Defendants' Claims of Harm
The defendants argued that the preliminary injunction had negatively impacted their ability to conduct business and secure credit. However, the court rejected these claims, noting that the defendants did not provide credible evidence to support their assertions of harm. The court found that the injunction allowed the defendants to continue operating their business while imposing reasonable safeguards to prevent fraudulent transfers. The evidence showed that the defendants had been experiencing financial difficulties prior to the injunction, which suggested that their claimed harm was not due to the injunction itself. The court concluded that the defendants’ struggles were part of their broader financial issues rather than directly caused by the preliminary injunction, reinforcing the need for the injunction to remain in place.
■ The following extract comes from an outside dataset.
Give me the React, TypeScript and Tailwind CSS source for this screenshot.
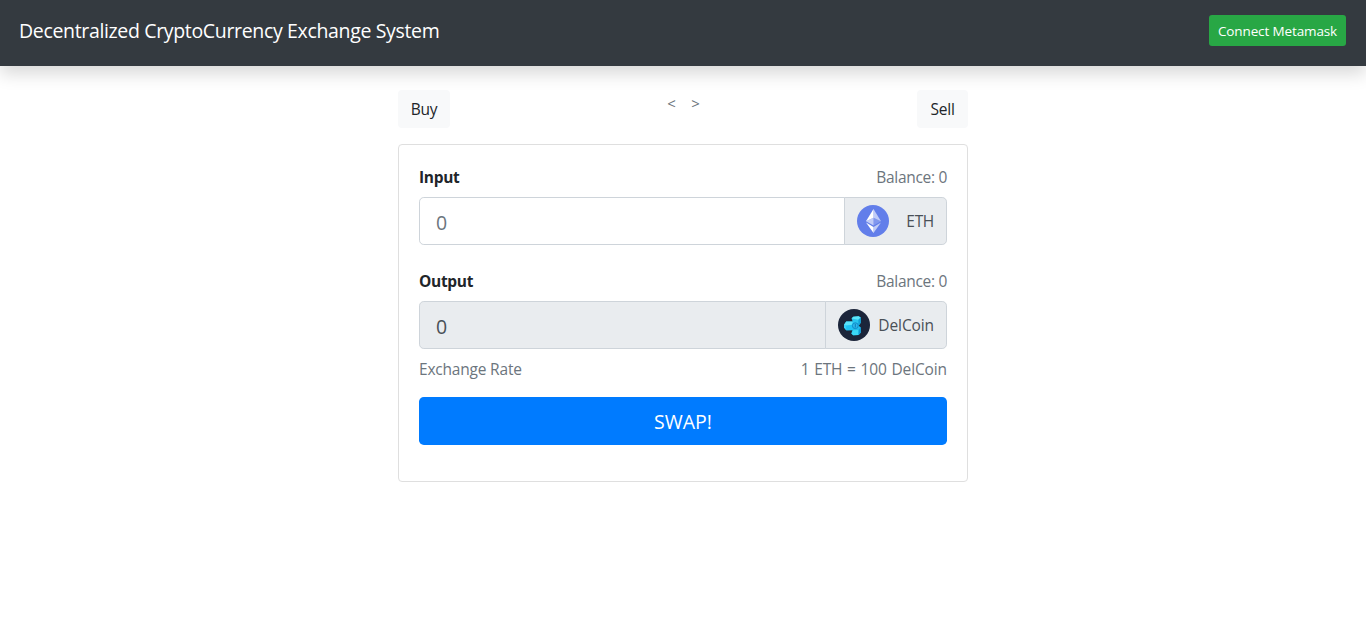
import type { ReactNode } from 'react';

function EthLogo() {
  return (
    <svg width="32" height="32" viewBox="0 0 32 32" className="block shrink-0">
      <circle cx="16" cy="16" r="16" fill="#627eea" />
      <path d="M16.5 4v8.87l7.5 3.35z" fill="#fff" fillOpacity=".602" />
      <path d="M16.5 4L9 16.22l7.5-3.35z" fill="#fff" />
      <path d="M16.5 21.97v6.03L24 17.62z" fill="#fff" fillOpacity=".602" />
      <path d="M16.5 28v-6.03L9 17.62z" fill="#fff" />
      <path d="M16.5 20.57l7.5-4.35-7.5-3.35z" fill="#fff" fillOpacity=".2" />
      <path d="M9 16.22l7.5 4.35v-7.7z" fill="#fff" fillOpacity=".602" />
    </svg>
  );
}

function DelLogo() {
  return (
    <svg width="32" height="32" viewBox="0 0 32 32" className="block shrink-0">
      <circle cx="16" cy="16" r="16" fill="#1b253a" />
      <path d="M13.6 9.6l1.6-1.9 5.4-.5 2.1 1.2v5.4l-2.3 3.4-4.8-1.6z" fill="#27c5ef" />
      <path d="M13.6 9.6l1.6-1.9 5.4-.5 2.1 1.2-2.3 2.4z" fill="#5ce6fb" />
      <path d="M20.4 10.8l2.3-2.4v5.4l-2.3 3.4z" fill="#129fd6" />
      <path d="M6 15.8l2.2-3.2 6.6-.2 3.2 3.8-2 5-7.6.2L6 18.6z" fill="#1fc3f4" />
      <path d="M6 15.8l2.2-3.2 6.6-.2-.6 3.4-6 .6z" fill="#5be3fb" />
      <path d="M6 15.8l2.2.6v4.9L6 18.6z" fill="#38d2fa" />
      <path d="M14.8 19.4l3.6-2.6h2.2l2.1 1.4.2 5.2-2.2 2.6-5.6.3-1.7-1.9z" fill="#22bdeb" />
      <path d="M13.4 24.4l1.8-3.2 5.4-.2-.2 5-5.3.3z" fill="#3ad8f7" />
      <path d="M20.6 21l2.1-2.8.2 5.2-2.4 2.6z" fill="#109bd5" />
      <circle cx="17.3" cy="16.7" r="2.9" fill="#2bb9ec" stroke="#0f86c4" strokeWidth=".9" />
      <path d="M17.3 14.9v3.6" stroke="#0f75b3" strokeWidth=".9" />
    </svg>
  );
}

function FieldLabel({ children }: { children: ReactNode }) {
  return (
    <div className="flex h-6 items-center justify-between">
      <b className="tracking-[-0.3px]">{children}</b>
      <span className="text-[#6c757d] tracking-[-0.3px]">Balance: 0</span>
    </div>
  );
}

export default function App() {
  return (
    <div className="min-h-[617px] bg-white font-['Open_Sans','Noto_Sans',sans-serif] text-[15.5px] leading-6 text-[#212529]">
      <nav className="flex h-[66px] items-start justify-between bg-[#343a40] pl-[19px] pr-5 pt-[15px] shadow-[0_8px_16px_rgba(0,0,0,0.15)]">
        <span className="text-[19.5px] leading-8 tracking-[-0.34px] whitespace-nowrap text-white">
          Decentralized CryptoCurrency Exchange System
        </span>
        <button className="h-[31px] w-[137px] rounded-[3px] bg-[#28a745] pt-px text-[13.5px] leading-[21px] tracking-[-0.13px] whitespace-nowrap text-white">
          Connect Metamask
        </button>
      </nav>
      <main className="mx-auto w-[570px] pt-6">
        <div className="mb-4 flex items-start justify-between">
          <button className="h-[38px] w-[52px] rounded bg-[#f8f9fa] tracking-[-0.25px]">Buy</button>
          <span className="flex gap-[15.5px] text-[15px] leading-[26px] text-[#6c757d]">
            <span>&lt;</span>
            <span>&gt;</span>
          </span>
          <button className="h-[38px] w-[51px] rounded bg-[#f8f9fa] tracking-[-0.2px]">Sell</button>
        </div>
        <section className="h-[338px] rounded border border-[#dfdfdf] px-5 pt-5">
          <FieldLabel>Input</FieldLabel>
          <div className="mt-2 flex h-12">
            <input
              placeholder="0"
              className="min-w-0 grow rounded-l-[4.8px] border border-[#ced4da] px-4 pt-[3px] text-[19.5px] outline-none placeholder:text-[#6c757d] placeholder:opacity-100"
            />
            <div className="-ml-px flex w-[103px] items-center justify-between rounded-r-[4.8px] border border-[#ced4da] bg-[#e9ecef] px-3 text-[#495057]">
              <EthLogo />
              <span className="tracking-[-0.3px]">ETH</span>
            </div>
          </div>
          <div className="mt-6">
            <FieldLabel>Output</FieldLabel>
          </div>
          <div className="mt-2 flex h-12">
            <input
              placeholder="0"
              disabled
              className="min-w-0 grow rounded-l-[4.8px] border border-[#ced4da] bg-[#e9ecef] px-4 pt-[3px] text-[19.5px] placeholder:text-[#495057] placeholder:opacity-100"
            />
            <div className="-ml-px flex w-[122px] items-center justify-between rounded-r-[4.8px] border border-[#ced4da] bg-[#e9ecef] px-3 text-[#495057]">
              <DelLogo />
              <span className="tracking-[-0.1px]">DelCoin</span>
            </div>
          </div>
          <div className="mt-2 flex h-6 items-center justify-between text-[#6c757d]">
            <span className="tracking-[-0.2px]">Exchange Rate</span>
            <span className="tracking-[-0.12px] [word-spacing:0.8px]">1 ETH = 100 DelCoin</span>
          </div>
          <button className="mt-4 block h-12 w-full rounded-[4.8px] bg-[#007bff] pt-0.5 text-[19.5px] text-white">
            SWAP!
          </button>
        </section>
      </main>
    </div>
  );
}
Public Interest Considerations
In considering the public interest, the court recognized the importance of holding parties accountable for fraudulent actions and ensuring that commercial agreements are honored. The court stated that allowing defendants to evade their obligations could undermine public confidence in business transactions and the legal system. The injunction served to protect Caterpillar's interests while also safeguarding the integrity of the marketplace. The court emphasized that the public has a vested interest in preventing fraud and promoting fair business practices. By maintaining the injunction, the court aimed to deter future fraudulent behavior and uphold the rule of law, which aligned with the public interest.